## begin SOURCE MATERIAL

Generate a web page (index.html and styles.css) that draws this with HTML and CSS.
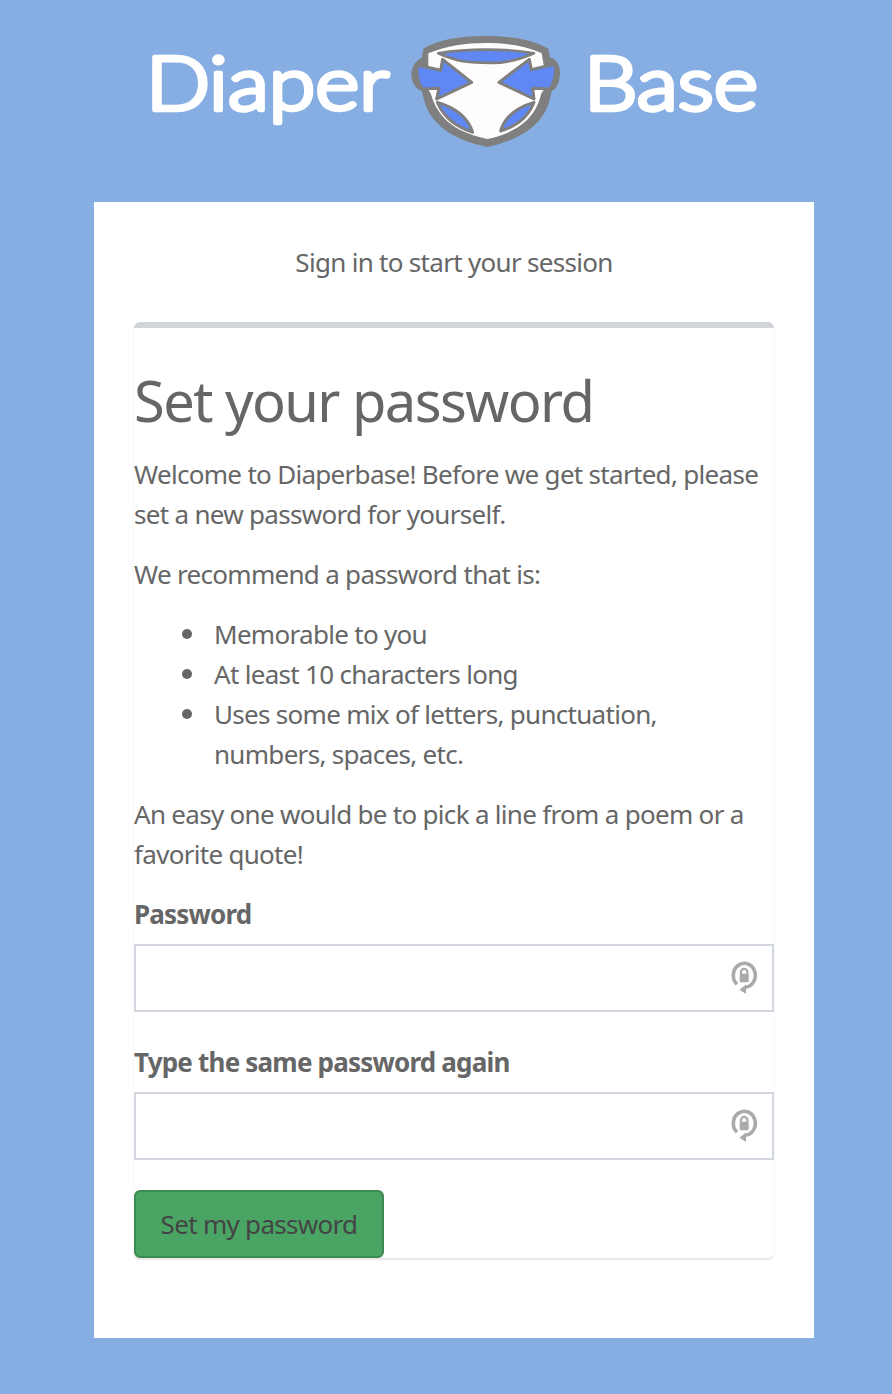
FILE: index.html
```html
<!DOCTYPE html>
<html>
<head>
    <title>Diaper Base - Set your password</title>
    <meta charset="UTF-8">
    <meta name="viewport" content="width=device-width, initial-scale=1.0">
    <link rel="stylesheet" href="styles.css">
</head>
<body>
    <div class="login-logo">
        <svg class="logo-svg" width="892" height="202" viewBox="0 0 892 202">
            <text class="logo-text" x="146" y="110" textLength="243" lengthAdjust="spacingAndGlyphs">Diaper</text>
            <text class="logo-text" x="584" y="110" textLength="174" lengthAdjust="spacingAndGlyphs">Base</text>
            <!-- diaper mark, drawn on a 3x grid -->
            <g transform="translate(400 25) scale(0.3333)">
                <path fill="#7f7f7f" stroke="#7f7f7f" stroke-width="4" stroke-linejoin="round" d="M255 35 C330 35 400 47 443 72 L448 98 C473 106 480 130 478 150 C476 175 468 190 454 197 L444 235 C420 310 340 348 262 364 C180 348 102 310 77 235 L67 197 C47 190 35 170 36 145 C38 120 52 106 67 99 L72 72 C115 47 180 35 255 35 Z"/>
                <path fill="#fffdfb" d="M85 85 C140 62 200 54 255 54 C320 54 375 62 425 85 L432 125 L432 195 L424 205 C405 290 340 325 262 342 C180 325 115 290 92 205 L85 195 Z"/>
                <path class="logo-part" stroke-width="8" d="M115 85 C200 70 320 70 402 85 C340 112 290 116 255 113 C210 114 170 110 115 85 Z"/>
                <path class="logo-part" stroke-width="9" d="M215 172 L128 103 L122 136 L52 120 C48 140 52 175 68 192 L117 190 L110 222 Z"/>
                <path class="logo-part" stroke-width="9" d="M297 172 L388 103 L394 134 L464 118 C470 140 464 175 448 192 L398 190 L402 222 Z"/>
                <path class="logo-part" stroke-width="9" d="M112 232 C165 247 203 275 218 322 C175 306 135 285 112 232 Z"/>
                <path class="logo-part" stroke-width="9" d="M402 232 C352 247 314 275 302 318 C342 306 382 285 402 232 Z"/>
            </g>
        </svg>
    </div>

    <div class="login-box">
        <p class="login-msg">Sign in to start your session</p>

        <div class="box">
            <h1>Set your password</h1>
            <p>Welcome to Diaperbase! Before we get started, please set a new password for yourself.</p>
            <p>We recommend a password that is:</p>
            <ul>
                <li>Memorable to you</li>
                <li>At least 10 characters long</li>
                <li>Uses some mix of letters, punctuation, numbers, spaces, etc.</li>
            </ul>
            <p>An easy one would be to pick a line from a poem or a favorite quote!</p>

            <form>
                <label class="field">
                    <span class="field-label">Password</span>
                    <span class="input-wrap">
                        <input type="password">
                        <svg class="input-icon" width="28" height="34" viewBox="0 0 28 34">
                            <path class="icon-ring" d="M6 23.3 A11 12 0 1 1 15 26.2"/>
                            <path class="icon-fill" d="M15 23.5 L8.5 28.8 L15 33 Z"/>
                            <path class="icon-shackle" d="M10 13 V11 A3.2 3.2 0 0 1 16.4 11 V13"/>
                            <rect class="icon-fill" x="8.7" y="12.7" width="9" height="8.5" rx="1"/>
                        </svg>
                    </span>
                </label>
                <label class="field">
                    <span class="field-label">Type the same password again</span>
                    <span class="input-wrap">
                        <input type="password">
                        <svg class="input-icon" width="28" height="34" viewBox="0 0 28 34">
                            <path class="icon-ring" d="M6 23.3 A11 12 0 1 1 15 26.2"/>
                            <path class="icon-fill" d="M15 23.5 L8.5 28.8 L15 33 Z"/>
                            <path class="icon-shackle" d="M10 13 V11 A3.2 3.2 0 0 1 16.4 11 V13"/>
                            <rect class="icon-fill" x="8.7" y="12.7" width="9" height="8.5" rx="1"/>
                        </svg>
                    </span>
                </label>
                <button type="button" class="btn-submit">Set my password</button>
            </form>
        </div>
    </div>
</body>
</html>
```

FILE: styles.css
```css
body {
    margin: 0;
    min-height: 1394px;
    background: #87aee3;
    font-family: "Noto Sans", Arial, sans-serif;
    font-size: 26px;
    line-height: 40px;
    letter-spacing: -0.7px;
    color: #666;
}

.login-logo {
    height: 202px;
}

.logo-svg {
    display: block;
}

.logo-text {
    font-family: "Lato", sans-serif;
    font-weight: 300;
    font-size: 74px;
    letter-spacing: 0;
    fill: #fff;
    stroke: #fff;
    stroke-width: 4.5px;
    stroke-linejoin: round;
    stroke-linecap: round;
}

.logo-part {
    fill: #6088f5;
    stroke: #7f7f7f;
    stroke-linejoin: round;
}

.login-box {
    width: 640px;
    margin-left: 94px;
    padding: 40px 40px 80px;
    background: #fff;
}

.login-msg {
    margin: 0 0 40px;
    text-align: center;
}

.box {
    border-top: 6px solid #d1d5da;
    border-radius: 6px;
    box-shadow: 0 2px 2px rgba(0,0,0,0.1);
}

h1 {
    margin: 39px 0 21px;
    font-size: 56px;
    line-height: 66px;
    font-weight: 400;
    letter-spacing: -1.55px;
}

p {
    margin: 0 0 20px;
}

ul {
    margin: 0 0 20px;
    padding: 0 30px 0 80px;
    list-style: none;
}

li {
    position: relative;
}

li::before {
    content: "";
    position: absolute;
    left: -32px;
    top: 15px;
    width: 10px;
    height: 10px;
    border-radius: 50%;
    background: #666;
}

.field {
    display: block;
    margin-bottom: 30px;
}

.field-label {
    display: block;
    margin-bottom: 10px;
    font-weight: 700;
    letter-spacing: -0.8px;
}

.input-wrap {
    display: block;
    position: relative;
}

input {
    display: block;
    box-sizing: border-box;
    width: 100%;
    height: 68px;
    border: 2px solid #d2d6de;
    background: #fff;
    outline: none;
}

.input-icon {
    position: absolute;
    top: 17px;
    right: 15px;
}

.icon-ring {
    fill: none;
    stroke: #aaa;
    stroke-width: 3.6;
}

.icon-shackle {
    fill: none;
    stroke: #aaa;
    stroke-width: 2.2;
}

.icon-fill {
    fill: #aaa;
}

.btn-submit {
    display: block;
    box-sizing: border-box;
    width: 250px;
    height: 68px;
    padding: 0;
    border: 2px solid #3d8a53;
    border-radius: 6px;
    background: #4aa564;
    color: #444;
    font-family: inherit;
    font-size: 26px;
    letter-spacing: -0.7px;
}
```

## end SOURCE MATERIAL

> _OBJECTIVE_:
Quote the data above in full, leaving out the pictures it holds.

> _REPLY_:
Generate a web page (index.html and styles.css) that draws this with HTML and CSS.
FILE: index.html
```html
<!DOCTYPE html>
<html>
<head>
    <title>Diaper Base - Set your password</title>
    <meta charset="UTF-8">
    <meta name="viewport" content="width=device-width, initial-scale=1.0">
    <link rel="stylesheet" href="styles.css">
</head>
<body>
    <div class="login-logo">
        <svg class="logo-svg" width="892" height="202" viewBox="0 0 892 202">
            <text class="logo-text" x="146" y="110" textLength="243" lengthAdjust="spacingAndGlyphs">Diaper</text>
            <text class="logo-text" x="584" y="110" textLength="174" lengthAdjust="spacingAndGlyphs">Base</text>
            <!-- diaper mark, drawn on a 3x grid -->
            <g transform="translate(400 25) scale(0.3333)">
                <path fill="#7f7f7f" stroke="#7f7f7f" stroke-width="4" stroke-linejoin="round" d="M255 35 C330 35 400 47 443 72 L448 98 C473 106 480 130 478 150 C476 175 468 190 454 197 L444 235 C420 310 340 348 262 364 C180 348 102 310 77 235 L67 197 C47 190 35 170 36 145 C38 120 52 106 67 99 L72 72 C115 47 180 35 255 35 Z"/>
                <path fill="#fffdfb" d="M85 85 C140 62 200 54 255 54 C320 54 375 62 425 85 L432 125 L432 195 L424 205 C405 290 340 325 262 342 C180 325 115 290 92 205 L85 195 Z"/>
                <path class="logo-part" stroke-width="8" d="M115 85 C200 70 320 70 402 85 C340 112 290 116 255 113 C210 114 170 110 115 85 Z"/>
                <path class="logo-part" stroke-width="9" d="M215 172 L128 103 L122 136 L52 120 C48 140 52 175 68 192 L117 190 L110 222 Z"/>
                <path class="logo-part" stroke-width="9" d="M297 172 L388 103 L394 134 L464 118 C470 140 464 175 448 192 L398 190 L402 222 Z"/>
                <path class="logo-part" stroke-width="9" d="M112 232 C165 247 203 275 218 322 C175 306 135 285 112 232 Z"/>
                <path class="logo-part" stroke-width="9" d="M402 232 C352 247 314 275 302 318 C342 306 382 285 402 232 Z"/>
            </g>
        </svg>
    </div>

    <div class="login-box">
        <p class="login-msg">Sign in to start your session</p>

        <div class="box">
            <h1>Set your password</h1>
            <p>Welcome to Diaperbase! Before we get started, please set a new password for yourself.</p>
            <p>We recommend a password that is:</p>
            <ul>
                <li>Memorable to you</li>
                <li>At least 10 characters long</li>
                <li>Uses some mix of letters, punctuation, numbers, spaces, etc.</li>
            </ul>
            <p>An easy one would be to pick a line from a poem or a favorite quote!</p>

            <form>
                <label class="field">
                    <span class="field-label">Password</span>
                    <span class="input-wrap">
                        <input type="password">
                        <svg class="input-icon" width="28" height="34" viewBox="0 0 28 34">
                            <path class="icon-ring" d="M6 23.3 A11 12 0 1 1 15 26.2"/>
                            <path class="icon-fill" d="M15 23.5 L8.5 28.8 L15 33 Z"/>
                            <path class="icon-shackle" d="M10 13 V11 A3.2 3.2 0 0 1 16.4 11 V13"/>
                            <rect class="icon-fill" x="8.7" y="12.7" width="9" height="8.5" rx="1"/>
                        </svg>
                    </span>
                </label>
                <label class="field">
                    <span class="field-label">Type the same password again</span>
                    <span class="input-wrap">
                        <input type="password">
                        <svg class="input-icon" width="28" height="34" viewBox="0 0 28 34">
                            <path class="icon-ring" d="M6 23.3 A11 12 0 1 1 15 26.2"/>
                            <path class="icon-fill" d="M15 23.5 L8.5 28.8 L15 33 Z"/>
                            <path class="icon-shackle" d="M10 13 V11 A3.2 3.2 0 0 1 16.4 11 V13"/>
                            <rect class="icon-fill" x="8.7" y="12.7" width="9" height="8.5" rx="1"/>
                        </svg>
                    </span>
                </label>
                <button type="button" class="btn-submit">Set my password</button>
            </form>
        </div>
    </div>
</body>
</html>
```

FILE: styles.css
```css
body {
    margin: 0;
    min-height: 1394px;
    background: #87aee3;
    font-family: "Noto Sans", Arial, sans-serif;
    font-size: 26px;
    line-height: 40px;
    letter-spacing: -0.7px;
    color: #666;
}

.login-logo {
    height: 202px;
}

.logo-svg {
    display: block;
}

.logo-text {
    font-family: "Lato", sans-serif;
    font-weight: 300;
    font-size: 74px;
    letter-spacing: 0;
    fill: #fff;
    stroke: #fff;
    stroke-width: 4.5px;
    stroke-linejoin: round;
    stroke-linecap: round;
}

.logo-part {
    fill: #6088f5;
    stroke: #7f7f7f;
    stroke-linejoin: round;
}

.login-box {
    width: 640px;
    margin-left: 94px;
    padding: 40px 40px 80px;
    background: #fff;
}

.login-msg {
    margin: 0 0 40px;
    text-align: center;
}

.box {
    border-top: 6px solid #d1d5da;
    border-radius: 6px;
    box-shadow: 0 2px 2px rgba(0,0,0,0.1);
}

h1 {
    margin: 39px 0 21px;
    font-size: 56px;
    line-height: 66px;
    font-weight: 400;
    letter-spacing: -1.55px;
}

p {
    margin: 0 0 20px;
}

ul {
    margin: 0 0 20px;
    padding: 0 30px 0 80px;
    list-style: none;
}

li {
    position: relative;
}

li::before {
    content: "";
    position: absolute;
    left: -32px;
    top: 15px;
    width: 10px;
    height: 10px;
    border-radius: 50%;
    background: #666;
}

.field {
    display: block;
    margin-bottom: 30px;
}

.field-label {
    display: block;
    margin-bottom: 10px;
    font-weight: 700;
    letter-spacing: -0.8px;
}

.input-wrap {
    display: block;
    position: relative;
}

input {
    display: block;
    box-sizing: border-box;
    width: 100%;
    height: 68px;
    border: 2px solid #d2d6de;
    background: #fff;
    outline: none;
}

.input-icon {
    position: absolute;
    top: 17px;
    right: 15px;
}

.icon-ring {
    fill: none;
    stroke: #aaa;
    stroke-width: 3.6;
}

.icon-shackle {
    fill: none;
    stroke: #aaa;
    stroke-width: 2.2;
}

.icon-fill {
    fill: #aaa;
}

.btn-submit {
    display: block;
    box-sizing: border-box;
    width: 250px;
    height: 68px;
    padding: 0;
    border: 2px solid #3d8a53;
    border-radius: 6px;
    background: #4aa564;
    color: #444;
    font-family: inherit;
    font-size: 26px;
    letter-spacing: -0.7px;
}
```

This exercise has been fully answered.